Music and Performance: From Folk Ballads to Black Metal

The medieval ballad “Ragnar Lodbrok” survived in Scandinavian oral tradition well into the nineteenth century, sung to simple melodies in Faroese chain dances and Norwegian farmhouses. In the twentieth century, folk revivalists recorded these ballads, and composers arranged them for chamber ensembles. The pagan and Viking metal scenes—bands like Enslaved, Týr, and Amon Amarth—have drawn directly on the saga for lyrics and album art, though sometimes filtered through English. The music has, in turn, inspired visual artists who create concert visuals and album covers that reimagine Ragnar’s snake pit and sea voyages.
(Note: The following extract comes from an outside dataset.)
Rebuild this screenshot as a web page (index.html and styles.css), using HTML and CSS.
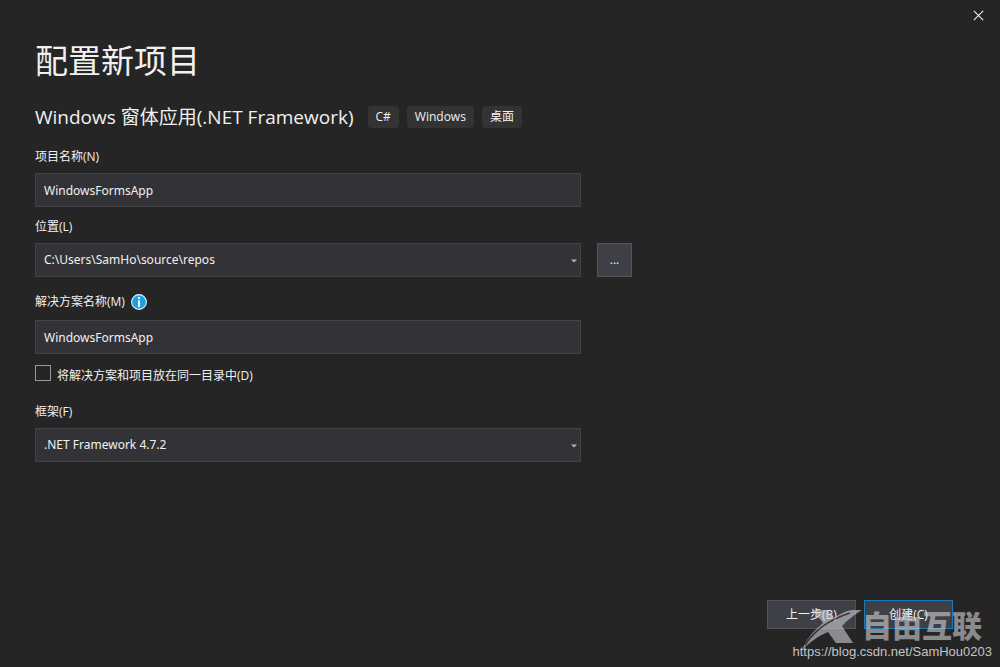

The global reach of these bands means that Ragnar’s story is now transmitted through a medium utterly foreign to the medieval scribes, yet thematically continuous: a fascination with fate, death, and defiance.

Conclusion

Ragnar Lothbrok’s imprint on Scandinavian art and literature is not a static legacy but a chain of reinvention. From the runic carver chiselling a serpent on granite to the digital illustrator posting a graphic saga online, creators have found in Ragnar a figure elastic enough to carry the hopes and anxieties of their own eras. His story has shaped the narrative structures of Nordic prose, fed the iconography of national identity, and provided a wellspring for visual and musical innovation. As long as artists and writers continue to ask what it means to be a hero, a stranger, a father, or a mortal facing the end, Ragnar’s legend will continue to find new clay, new ink, and new pixels. The snake pit is never truly empty, and the death-song never finally sung.